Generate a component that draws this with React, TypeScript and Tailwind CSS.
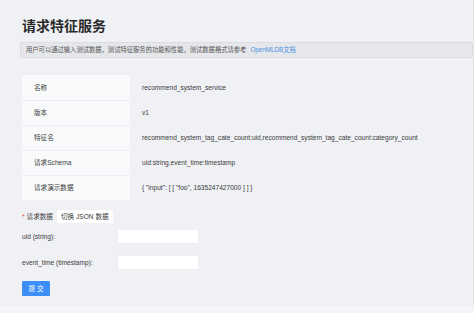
const rows: [string, string][] = [
  ['名称', 'recommend_system_service'],
  ['版本', 'v1'],
  ['特征名', 'recommend_system_tag_cate_count:uid,recommend_system_tag_cate_count:category_count'],
  ['请求Schema', 'uid:string,event_time:timestamp'],
  ['请求演示数据', '{ "input": [ [ "foo", 1635247427000 ] ] }'],
];

export default function App() {
  return (
    <div
      className="w-[474px] h-[313px] overflow-hidden bg-[#f0f1f5] text-[#333] flex flex-col"
      style={{ fontFamily: '"Liberation Sans", "Noto Sans CJK SC", sans-serif' }}
    >
      <div className="flex-1 border-r border-[#e2e3e7] pl-[22px] pt-[15px]">
        <h1 className="text-[14px] font-bold leading-[22px] text-[#2a2a2a]">请求特征服务</h1>
        <div className="mt-[5px] -ml-[2px] h-[16px] bg-[#e6e7ea] border border-[#dcdde1] rounded-[2px] flex items-center pl-[5px] text-[6.3px] text-[#555]">
          用户可以通过输入测试数据，测试特征服务的功能和性能，测试数据格式请参考
          <span className="ml-[4px] text-[#4a90e2]">OpenMLDB文档</span>
        </div>

        <div className="mt-[17px] flex flex-col text-[6.6px] text-[#3a3a3a]">
          {rows.map(([k, v], i) => (
            <div key={k} className="flex h-[25px] items-center">
              <div
                className={
                  'w-[108px] h-full flex items-center pl-[12px] bg-[#f9fafb] ' +
                  (i > 0 ? 'border-t border-[#eceef1]' : 'rounded-t-[2px]')
                }
              >
                {k}
              </div>
              <div className="pl-[12px] whitespace-nowrap">{v}</div>
            </div>
          ))}
        </div>

        <div className="mt-[10px] flex items-center text-[6.6px] text-[#3a3a3a]">
          <span className="text-[#e5484d] mr-[2px]">*</span>
          <span>请求数据</span>
          <span className="ml-[4px] bg-white px-[4px] h-[13px] flex items-center rounded-[1px]">切换 JSON 数据</span>
        </div>

        <div className="mt-[6px] flex flex-col gap-[11px] text-[6.6px] text-[#3a3a3a]">
          <div className="flex items-center h-[15px]">
            <span className="w-[95px]">uid (string):</span>
            <div className="w-[82px] h-[15px] bg-white border border-[#eceef1] rounded-[1px]" />
          </div>
          <div className="flex items-center h-[15px]">
            <span className="w-[95px]">event_time (timestamp):</span>
            <div className="w-[82px] h-[15px] bg-white border border-[#eceef1] rounded-[1px]" />
          </div>
        </div>

        <button className="mt-[11px] w-[28px] h-[15px] bg-[#3e8ef7] text-white text-[6.6px] rounded-[1px] flex items-center justify-center">
          提 交
        </button>
      </div>
      <div className="h-[8px] bg-[#f4f5f8] border-t border-[#eceef1]" />
    </div>
  );
}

+ + + + +

* **What to do**: Quote each line of the listing exactly, but leave the pictures out.

* **Answer for the task**:
Generate a component that draws this with React, TypeScript and Tailwind CSS.
const rows: [string, string][] = [
  ['名称', 'recommend_system_service'],
  ['版本', 'v1'],
  ['特征名', 'recommend_system_tag_cate_count:uid,recommend_system_tag_cate_count:category_count'],
  ['请求Schema', 'uid:string,event_time:timestamp'],
  ['请求演示数据', '{ "input": [ [ "foo", 1635247427000 ] ] }'],
];

export default function App() {
  return (
    <div
      className="w-[474px] h-[313px] overflow-hidden bg-[#f0f1f5] text-[#333] flex flex-col"
      style={{ fontFamily: '"Liberation Sans", "Noto Sans CJK SC", sans-serif' }}
    >
      <div className="flex-1 border-r border-[#e2e3e7] pl-[22px] pt-[15px]">
        <h1 className="text-[14px] font-bold leading-[22px] text-[#2a2a2a]">请求特征服务</h1>
        <div className="mt-[5px] -ml-[2px] h-[16px] bg-[#e6e7ea] border border-[#dcdde1] rounded-[2px] flex items-center pl-[5px] text-[6.3px] text-[#555]">
          用户可以通过输入测试数据，测试特征服务的功能和性能，测试数据格式请参考
          <span className="ml-[4px] text-[#4a90e2]">OpenMLDB文档</span>
        </div>

        <div className="mt-[17px] flex flex-col text-[6.6px] text-[#3a3a3a]">
          {rows.map(([k, v], i) => (
            <div key={k} className="flex h-[25px] items-center">
              <div
                className={
                  'w-[108px] h-full flex items-center pl-[12px] bg-[#f9fafb] ' +
                  (i > 0 ? 'border-t border-[#eceef1]' : 'rounded-t-[2px]')
                }
              >
                {k}
              </div>
              <div className="pl-[12px] whitespace-nowrap">{v}</div>
            </div>
          ))}
        </div>

        <div className="mt-[10px] flex items-center text-[6.6px] text-[#3a3a3a]">
          <span className="text-[#e5484d] mr-[2px]">*</span>
          <span>请求数据</span>
          <span className="ml-[4px] bg-white px-[4px] h-[13px] flex items-center rounded-[1px]">切换 JSON 数据</span>
        </div>

        <div className="mt-[6px] flex flex-col gap-[11px] text-[6.6px] text-[#3a3a3a]">
          <div className="flex items-center h-[15px]">
            <span className="w-[95px]">uid (string):</span>
            <div className="w-[82px] h-[15px] bg-white border border-[#eceef1] rounded-[1px]" />
          </div>
          <div className="flex items-center h-[15px]">
            <span className="w-[95px]">event_time (timestamp):</span>
            <div className="w-[82px] h-[15px] bg-white border border-[#eceef1] rounded-[1px]" />
          </div>
        </div>

        <button className="mt-[11px] w-[28px] h-[15px] bg-[#3e8ef7] text-white text-[6.6px] rounded-[1px] flex items-center justify-center">
          提 交
        </button>
      </div>
      <div className="h-[8px] bg-[#f4f5f8] border-t border-[#eceef1]" />
    </div>
  );
}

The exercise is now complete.